▶ Given instruction
Wherever the word "styles" turns up in a line of the entries, copy that line.

▶ Given information
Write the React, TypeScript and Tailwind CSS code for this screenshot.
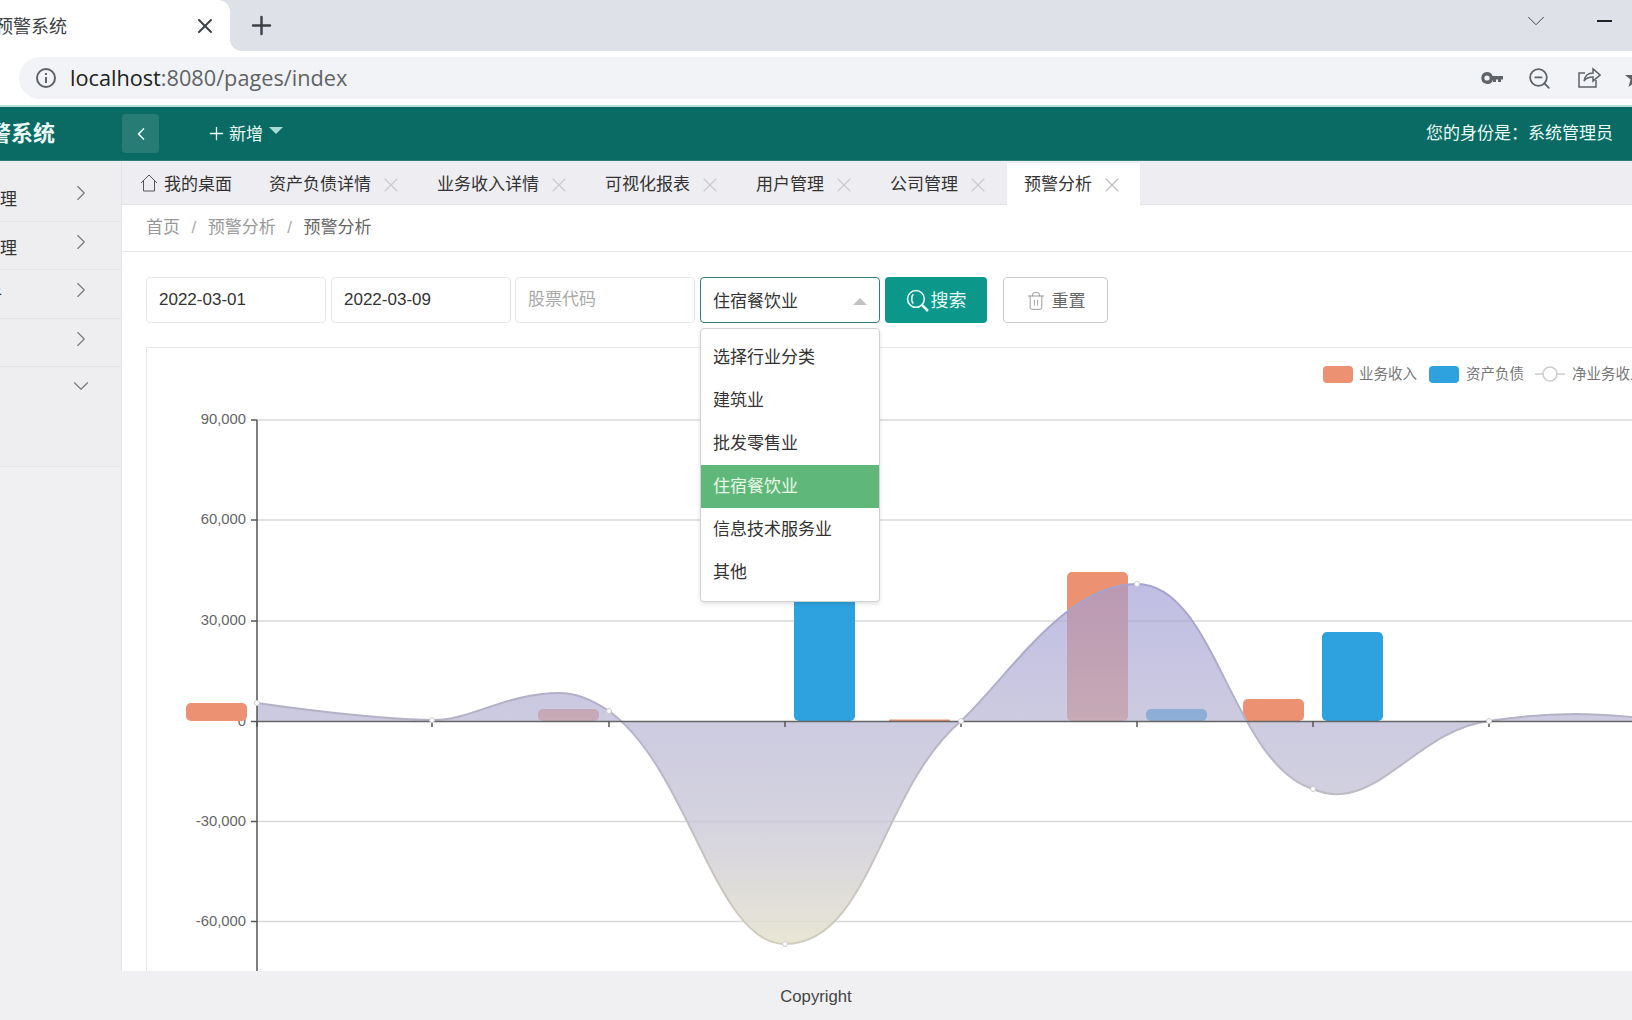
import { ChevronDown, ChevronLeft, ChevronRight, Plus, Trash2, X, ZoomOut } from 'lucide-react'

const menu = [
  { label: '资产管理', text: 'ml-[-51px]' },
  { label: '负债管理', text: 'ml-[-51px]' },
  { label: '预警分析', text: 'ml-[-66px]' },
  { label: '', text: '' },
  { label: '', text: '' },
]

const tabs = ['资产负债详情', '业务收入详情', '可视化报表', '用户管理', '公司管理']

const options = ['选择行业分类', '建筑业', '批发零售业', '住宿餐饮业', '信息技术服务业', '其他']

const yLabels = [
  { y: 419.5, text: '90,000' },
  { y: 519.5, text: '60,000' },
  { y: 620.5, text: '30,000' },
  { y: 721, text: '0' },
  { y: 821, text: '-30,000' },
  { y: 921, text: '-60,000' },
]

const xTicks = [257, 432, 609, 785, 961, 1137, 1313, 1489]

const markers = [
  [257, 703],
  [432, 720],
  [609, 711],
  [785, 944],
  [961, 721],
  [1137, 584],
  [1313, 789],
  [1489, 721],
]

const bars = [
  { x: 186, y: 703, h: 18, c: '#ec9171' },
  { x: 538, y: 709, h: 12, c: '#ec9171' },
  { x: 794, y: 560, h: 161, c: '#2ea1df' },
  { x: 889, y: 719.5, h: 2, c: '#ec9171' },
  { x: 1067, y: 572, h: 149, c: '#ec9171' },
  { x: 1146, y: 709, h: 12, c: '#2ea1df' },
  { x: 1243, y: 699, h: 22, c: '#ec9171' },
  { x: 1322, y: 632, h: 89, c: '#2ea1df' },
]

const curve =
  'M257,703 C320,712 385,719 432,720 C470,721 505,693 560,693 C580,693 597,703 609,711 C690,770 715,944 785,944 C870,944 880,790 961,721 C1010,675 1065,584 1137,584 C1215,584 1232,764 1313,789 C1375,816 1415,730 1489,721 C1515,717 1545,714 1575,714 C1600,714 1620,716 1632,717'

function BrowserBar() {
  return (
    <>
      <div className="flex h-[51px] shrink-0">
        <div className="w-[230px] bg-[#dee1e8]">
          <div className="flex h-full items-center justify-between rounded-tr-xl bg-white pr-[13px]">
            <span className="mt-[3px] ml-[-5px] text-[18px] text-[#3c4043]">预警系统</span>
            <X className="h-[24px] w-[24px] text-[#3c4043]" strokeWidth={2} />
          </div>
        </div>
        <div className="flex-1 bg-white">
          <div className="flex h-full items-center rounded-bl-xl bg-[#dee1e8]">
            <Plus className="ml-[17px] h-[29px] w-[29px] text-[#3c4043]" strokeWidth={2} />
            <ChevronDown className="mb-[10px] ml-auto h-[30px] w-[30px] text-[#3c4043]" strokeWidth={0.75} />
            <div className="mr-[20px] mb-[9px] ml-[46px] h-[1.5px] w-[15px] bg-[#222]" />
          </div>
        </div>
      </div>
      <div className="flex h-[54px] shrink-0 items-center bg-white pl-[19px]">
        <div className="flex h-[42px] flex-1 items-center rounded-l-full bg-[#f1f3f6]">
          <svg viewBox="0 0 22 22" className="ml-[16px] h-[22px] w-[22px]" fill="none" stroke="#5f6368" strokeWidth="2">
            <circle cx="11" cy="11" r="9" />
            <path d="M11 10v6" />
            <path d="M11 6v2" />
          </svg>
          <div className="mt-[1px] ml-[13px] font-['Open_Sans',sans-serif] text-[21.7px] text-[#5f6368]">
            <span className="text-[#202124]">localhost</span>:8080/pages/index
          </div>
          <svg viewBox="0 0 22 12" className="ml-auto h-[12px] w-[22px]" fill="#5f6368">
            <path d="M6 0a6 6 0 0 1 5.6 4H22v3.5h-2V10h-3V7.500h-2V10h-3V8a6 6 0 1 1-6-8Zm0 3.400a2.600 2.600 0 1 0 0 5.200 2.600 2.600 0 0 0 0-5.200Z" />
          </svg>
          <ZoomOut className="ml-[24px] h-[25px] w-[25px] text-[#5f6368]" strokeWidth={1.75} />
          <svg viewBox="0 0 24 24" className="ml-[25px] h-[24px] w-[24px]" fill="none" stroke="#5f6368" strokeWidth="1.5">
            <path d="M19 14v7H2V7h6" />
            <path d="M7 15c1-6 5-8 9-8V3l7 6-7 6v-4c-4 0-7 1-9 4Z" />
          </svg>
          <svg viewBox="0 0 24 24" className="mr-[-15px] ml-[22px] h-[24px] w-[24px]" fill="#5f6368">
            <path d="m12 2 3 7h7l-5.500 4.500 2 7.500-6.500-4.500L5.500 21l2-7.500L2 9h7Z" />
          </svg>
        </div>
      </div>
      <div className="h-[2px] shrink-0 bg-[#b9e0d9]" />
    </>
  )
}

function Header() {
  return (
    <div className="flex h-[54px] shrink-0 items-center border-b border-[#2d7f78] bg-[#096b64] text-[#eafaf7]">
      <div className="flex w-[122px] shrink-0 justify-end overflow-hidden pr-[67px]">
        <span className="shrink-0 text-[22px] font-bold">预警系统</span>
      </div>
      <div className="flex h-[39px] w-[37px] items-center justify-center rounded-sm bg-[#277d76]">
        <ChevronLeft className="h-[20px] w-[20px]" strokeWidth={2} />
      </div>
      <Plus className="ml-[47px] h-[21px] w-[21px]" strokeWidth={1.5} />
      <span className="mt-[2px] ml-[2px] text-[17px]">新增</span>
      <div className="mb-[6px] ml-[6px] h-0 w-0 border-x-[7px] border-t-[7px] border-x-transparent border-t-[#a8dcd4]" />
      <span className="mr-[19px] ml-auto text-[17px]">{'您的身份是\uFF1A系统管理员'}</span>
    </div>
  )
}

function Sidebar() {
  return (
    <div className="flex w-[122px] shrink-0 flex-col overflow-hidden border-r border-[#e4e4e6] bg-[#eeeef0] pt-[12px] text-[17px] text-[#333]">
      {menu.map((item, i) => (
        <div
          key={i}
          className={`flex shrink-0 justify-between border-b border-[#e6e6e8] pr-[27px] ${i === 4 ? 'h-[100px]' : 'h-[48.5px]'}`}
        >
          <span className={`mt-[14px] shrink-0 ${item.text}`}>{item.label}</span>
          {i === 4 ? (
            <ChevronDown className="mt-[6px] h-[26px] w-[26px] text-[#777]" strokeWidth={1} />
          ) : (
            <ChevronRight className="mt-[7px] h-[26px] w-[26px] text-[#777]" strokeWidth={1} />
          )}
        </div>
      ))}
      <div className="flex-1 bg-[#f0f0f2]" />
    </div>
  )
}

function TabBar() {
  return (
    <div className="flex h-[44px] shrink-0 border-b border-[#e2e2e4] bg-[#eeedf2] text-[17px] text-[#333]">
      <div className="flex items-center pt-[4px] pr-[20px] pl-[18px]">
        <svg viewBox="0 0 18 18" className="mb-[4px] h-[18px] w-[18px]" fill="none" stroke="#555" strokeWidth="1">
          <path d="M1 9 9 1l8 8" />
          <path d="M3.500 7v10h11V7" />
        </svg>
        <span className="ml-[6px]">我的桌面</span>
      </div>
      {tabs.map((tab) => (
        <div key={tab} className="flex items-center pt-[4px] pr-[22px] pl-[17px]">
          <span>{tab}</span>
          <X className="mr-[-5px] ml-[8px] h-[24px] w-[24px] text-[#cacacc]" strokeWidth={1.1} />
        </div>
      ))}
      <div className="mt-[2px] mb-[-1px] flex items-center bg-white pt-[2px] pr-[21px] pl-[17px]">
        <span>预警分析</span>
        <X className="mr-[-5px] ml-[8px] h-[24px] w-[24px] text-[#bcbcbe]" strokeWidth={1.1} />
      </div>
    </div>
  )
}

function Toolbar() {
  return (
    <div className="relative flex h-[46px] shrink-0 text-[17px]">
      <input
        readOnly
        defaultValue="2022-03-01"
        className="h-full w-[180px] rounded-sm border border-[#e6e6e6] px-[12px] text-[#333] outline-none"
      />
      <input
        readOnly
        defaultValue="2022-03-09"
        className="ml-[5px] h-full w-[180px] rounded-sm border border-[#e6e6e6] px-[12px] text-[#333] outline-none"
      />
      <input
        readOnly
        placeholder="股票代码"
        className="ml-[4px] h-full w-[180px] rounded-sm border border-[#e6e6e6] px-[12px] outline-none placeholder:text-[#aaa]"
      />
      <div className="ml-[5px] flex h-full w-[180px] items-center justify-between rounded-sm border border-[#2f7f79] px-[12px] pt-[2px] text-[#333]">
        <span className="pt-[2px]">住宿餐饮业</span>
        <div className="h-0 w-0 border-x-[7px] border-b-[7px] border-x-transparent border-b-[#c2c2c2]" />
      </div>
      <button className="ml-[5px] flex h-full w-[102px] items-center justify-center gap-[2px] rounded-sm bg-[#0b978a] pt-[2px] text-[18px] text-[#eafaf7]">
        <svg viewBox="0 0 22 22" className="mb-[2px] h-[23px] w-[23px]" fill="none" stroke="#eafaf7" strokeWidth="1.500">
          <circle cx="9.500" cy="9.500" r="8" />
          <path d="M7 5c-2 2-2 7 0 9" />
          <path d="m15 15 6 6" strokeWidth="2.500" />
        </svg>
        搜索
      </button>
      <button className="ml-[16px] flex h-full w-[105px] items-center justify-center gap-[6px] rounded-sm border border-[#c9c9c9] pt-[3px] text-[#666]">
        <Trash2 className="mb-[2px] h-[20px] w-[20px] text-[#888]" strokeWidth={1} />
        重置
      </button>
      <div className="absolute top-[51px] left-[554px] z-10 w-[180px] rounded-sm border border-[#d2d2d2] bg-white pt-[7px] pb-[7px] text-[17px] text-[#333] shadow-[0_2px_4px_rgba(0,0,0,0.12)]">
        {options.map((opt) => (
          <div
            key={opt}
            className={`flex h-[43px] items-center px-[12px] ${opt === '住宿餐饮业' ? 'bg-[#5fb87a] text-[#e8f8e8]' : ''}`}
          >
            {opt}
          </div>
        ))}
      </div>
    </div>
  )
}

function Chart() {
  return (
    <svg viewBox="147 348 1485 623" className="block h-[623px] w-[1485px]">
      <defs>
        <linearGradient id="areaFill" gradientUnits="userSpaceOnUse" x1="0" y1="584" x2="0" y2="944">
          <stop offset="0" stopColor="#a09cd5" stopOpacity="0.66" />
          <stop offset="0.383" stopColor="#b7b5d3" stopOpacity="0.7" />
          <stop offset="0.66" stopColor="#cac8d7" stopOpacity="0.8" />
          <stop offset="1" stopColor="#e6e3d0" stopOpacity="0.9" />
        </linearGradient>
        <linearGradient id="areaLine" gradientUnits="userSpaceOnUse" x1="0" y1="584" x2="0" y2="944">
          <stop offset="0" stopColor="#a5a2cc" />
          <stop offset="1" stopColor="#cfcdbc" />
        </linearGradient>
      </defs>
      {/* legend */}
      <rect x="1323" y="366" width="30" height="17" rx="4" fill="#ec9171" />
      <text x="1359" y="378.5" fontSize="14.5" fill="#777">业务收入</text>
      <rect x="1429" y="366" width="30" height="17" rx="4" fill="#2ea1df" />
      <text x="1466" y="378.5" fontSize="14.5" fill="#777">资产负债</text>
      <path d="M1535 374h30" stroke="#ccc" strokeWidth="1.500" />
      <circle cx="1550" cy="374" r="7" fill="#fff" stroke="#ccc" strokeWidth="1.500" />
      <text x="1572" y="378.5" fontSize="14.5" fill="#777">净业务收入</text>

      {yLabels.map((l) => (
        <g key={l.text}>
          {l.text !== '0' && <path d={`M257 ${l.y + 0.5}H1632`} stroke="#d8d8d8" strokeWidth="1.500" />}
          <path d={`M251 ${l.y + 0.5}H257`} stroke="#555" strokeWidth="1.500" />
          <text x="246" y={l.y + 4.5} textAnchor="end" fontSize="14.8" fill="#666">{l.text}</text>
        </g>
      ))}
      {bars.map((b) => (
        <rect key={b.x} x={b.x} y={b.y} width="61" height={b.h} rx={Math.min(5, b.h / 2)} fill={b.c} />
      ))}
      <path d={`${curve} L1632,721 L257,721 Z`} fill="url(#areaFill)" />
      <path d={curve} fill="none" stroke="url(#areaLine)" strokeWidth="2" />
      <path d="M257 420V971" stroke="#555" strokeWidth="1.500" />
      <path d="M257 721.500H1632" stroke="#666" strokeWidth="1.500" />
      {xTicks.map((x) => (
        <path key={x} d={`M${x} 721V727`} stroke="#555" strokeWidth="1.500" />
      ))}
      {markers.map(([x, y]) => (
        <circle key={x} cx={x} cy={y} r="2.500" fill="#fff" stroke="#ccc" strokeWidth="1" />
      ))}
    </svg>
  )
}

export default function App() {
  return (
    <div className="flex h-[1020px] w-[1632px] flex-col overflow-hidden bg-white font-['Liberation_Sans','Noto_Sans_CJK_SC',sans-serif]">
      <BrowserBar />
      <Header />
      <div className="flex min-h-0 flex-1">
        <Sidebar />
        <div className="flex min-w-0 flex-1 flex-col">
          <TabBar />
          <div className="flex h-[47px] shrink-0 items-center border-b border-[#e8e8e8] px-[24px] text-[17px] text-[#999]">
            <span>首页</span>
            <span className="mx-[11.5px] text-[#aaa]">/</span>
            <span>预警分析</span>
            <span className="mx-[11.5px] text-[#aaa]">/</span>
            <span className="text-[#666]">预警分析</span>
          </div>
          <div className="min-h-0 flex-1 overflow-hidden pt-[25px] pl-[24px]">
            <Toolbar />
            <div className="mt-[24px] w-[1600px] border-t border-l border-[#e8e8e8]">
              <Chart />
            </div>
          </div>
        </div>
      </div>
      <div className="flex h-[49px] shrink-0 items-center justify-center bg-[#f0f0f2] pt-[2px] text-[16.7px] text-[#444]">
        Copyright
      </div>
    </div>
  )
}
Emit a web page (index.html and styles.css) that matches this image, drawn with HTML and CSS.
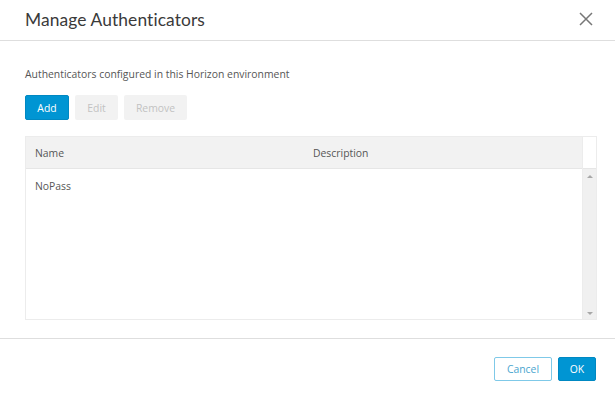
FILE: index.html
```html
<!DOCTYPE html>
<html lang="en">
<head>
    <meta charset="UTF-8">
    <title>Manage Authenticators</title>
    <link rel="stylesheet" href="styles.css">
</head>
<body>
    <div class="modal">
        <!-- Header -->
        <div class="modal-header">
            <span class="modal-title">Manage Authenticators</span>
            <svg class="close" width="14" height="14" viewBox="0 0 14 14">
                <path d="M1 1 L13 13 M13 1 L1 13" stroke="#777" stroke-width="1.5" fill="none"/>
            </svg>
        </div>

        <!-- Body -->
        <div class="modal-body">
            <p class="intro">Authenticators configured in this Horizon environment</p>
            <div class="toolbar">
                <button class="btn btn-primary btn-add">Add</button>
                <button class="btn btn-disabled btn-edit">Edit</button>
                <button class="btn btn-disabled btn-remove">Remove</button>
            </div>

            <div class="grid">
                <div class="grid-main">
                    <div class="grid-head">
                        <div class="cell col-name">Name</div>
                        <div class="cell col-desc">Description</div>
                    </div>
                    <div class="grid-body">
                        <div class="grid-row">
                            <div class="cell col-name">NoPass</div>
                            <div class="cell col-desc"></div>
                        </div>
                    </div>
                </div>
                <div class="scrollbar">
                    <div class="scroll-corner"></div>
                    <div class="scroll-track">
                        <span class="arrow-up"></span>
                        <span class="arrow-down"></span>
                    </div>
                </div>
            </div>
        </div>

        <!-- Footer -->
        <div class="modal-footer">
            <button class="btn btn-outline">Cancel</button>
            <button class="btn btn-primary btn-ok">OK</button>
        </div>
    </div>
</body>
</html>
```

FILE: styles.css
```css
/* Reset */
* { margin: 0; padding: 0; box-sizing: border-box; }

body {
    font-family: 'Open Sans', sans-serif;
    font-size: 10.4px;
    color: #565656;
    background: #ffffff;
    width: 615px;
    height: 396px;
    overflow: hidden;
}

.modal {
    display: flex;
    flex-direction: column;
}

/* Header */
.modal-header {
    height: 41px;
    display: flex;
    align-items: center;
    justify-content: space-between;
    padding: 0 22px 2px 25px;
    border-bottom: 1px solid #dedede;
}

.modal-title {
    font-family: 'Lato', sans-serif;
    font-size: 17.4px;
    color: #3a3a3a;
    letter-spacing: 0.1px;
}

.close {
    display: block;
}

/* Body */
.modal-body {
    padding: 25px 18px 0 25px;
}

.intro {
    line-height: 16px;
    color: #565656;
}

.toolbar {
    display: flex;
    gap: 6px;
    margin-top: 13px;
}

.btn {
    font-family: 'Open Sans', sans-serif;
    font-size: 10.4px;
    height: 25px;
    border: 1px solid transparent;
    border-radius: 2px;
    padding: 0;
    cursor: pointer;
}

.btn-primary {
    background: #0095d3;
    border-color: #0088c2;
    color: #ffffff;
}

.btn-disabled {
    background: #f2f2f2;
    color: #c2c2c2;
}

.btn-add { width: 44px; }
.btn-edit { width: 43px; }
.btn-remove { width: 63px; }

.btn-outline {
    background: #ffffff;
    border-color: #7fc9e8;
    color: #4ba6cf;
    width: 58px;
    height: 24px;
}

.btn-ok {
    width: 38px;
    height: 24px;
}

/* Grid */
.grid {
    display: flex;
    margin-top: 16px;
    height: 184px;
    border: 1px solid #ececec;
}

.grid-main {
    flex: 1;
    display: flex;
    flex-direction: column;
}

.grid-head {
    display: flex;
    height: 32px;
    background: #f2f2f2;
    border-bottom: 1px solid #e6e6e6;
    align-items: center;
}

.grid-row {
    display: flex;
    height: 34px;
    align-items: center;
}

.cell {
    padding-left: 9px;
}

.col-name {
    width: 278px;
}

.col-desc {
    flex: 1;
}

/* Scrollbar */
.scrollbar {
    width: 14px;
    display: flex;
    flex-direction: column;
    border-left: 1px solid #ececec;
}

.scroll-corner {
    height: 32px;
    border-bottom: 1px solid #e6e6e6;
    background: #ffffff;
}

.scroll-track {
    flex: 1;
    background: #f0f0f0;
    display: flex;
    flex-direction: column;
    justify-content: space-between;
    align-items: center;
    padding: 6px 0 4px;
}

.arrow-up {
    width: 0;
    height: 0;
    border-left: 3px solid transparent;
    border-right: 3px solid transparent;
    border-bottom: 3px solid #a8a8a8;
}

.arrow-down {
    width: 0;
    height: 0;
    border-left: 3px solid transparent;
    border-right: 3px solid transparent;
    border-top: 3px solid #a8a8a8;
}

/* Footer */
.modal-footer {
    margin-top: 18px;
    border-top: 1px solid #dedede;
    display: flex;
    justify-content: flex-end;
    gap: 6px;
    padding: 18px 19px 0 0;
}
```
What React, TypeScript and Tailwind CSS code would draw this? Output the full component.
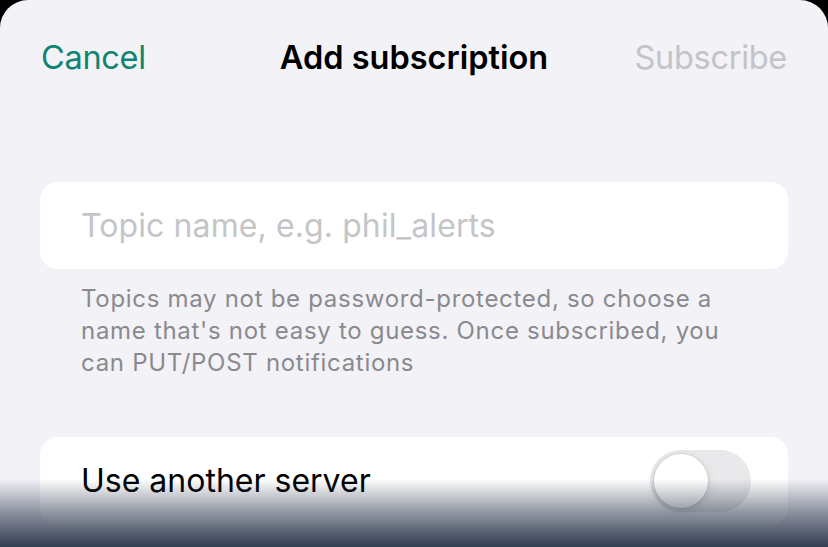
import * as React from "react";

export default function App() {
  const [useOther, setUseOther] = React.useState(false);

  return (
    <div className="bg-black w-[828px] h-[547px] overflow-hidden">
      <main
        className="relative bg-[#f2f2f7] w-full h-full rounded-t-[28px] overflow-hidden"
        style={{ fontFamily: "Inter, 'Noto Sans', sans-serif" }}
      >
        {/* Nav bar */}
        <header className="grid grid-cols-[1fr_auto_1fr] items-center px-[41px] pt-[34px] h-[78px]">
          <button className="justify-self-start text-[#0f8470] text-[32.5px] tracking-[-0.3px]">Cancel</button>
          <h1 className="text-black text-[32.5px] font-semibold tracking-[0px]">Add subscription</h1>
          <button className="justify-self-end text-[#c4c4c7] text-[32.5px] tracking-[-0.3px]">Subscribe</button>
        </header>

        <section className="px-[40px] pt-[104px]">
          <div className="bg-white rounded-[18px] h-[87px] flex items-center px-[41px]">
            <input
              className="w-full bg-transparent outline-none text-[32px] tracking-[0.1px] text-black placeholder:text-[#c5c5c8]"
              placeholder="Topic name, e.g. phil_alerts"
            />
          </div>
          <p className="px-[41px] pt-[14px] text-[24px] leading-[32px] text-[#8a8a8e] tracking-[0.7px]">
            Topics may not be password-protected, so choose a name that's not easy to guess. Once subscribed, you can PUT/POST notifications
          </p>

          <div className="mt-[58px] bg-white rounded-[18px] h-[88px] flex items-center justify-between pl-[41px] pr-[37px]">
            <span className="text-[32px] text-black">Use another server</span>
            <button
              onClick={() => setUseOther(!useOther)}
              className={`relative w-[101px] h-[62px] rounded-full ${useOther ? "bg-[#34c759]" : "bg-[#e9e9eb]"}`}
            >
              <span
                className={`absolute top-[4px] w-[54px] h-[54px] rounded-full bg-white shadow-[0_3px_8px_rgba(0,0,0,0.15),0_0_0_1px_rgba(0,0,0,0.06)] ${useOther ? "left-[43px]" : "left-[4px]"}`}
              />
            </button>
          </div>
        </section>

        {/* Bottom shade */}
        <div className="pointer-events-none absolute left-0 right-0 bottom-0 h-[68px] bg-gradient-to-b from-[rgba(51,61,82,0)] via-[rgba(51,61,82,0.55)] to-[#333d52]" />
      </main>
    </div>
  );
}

▶ Exercise answer
Emit a web page (index.html and styles.css) that matches this image, drawn with HTML and CSS.
    <link rel="stylesheet" href="styles.css">
FILE: styles.css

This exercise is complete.